Okay, so, if you’re still with me you might think “Wow, this game sucks.” Well, hold on a moment! Despite the issues I just mentioned Dragon Age 2 is a solid and powerful game that will draw you in and hold you tight as you barrel through the game. Every day at work, Brian Sparks and myself would talk about the game and very VERY rarely did we talk about what was wrong with the game. Glaring issues? Sure, but only if you can see past the pure AWESOME on the screen.
Visually, the game is amazing. One of my major complaints in Dragon Age: Origins was how bland and unoriginal the game design was. Dragon Age 2 has no such problem. You can tell the staff spent a lot of time on design. The characters look great, the armor and weapons are bounds above Origins designs, and the city of Kirkwall has the genuine feel of a fantasy world port town. Along with that, the battle animations and the spells are brilliant – and you’ll never get tired of blowing enemies into tiny bloody chunks.
The gameplay itself, in my opinion, is smoother and faster. It feels like Diablo to some, but while playing my rogue I honestly kept thinking God of War. Either way, it’s fast and furious and massive. Your party doesn’t take on one big enemy very often. Most of the time you’ll be dealing with swarms of mobs, and as you clear a wave you’ll likely have another group pop out of the ground or drop from the rooftops or run around a corner. There’s something raw and invigorating about tearing through waves of enemies at high speeds that makes you feel epic. That said, you’ll still encounter a few ‘boss’ fights where you’ll need to take your time and direct your team – but it’s easy to pause the game with the radial menu, issue a few commands, and jump right back into the fray.
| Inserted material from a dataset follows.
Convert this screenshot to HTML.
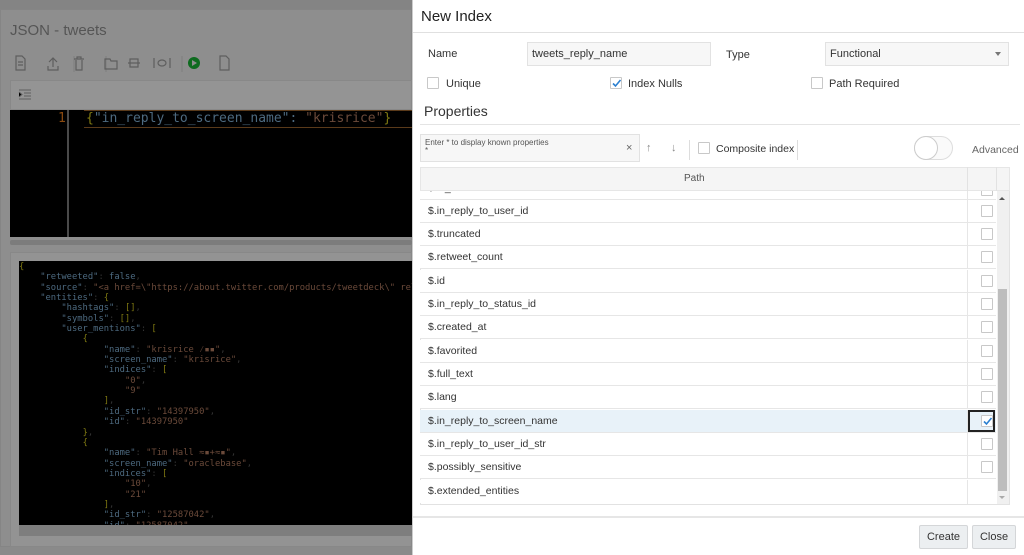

As for the story itself, I’m not going to lie and say it was inspired or even gripping. It was good. It had some strong points, and there were a few emotionally moving parts of the game. However, before I’d gotten very far in the game, I already was able to figure out exactly what was going to eventually happen. Nothing surprised me, and that might be because I’m a critical thinker but I got the feeling it’s just cause I was paying attention as I played the game. It certainly kept me entertained, but overall I’d just say it was “alright.” What I found most interesting was the way Varric relates your tale during the game, and if anything I’d have liked to see that played up more. It’d be nice if some of your major choices caused a short discussion between Varric and the Inquisitor rather then limited to (mostly) chapter recaps. Still, the style itself had a nice effect that was unique and fun.
So, what kind of score does DA2 get? That’s the tricky part. There are some rather large flaws in the game, and even overlooking those flaws I just didn’t feel Dragon Age 2 was as on the same level as previous Bioware games. I’ve heard reviews that tore the game apart. I’ve read a couple that suggested it was an early favorite for Game of the Year. I don’t know that I agree with either. While I can’t just overlook the problems I also can’t deny that I was really into the game and it was rare that I didn’t play for several hours at a time and enjoy that time. That said, it might be the first Bioware game I really have no desire to play through a second time.
Final verdict? 3.5 Dragons.
If you like the RPG genre or need a good action game with a decent story then you really should give Dragon Age 2 a chance, flaws and all. I think in the end you’ll enjoy it, but you probably won’t fall in love.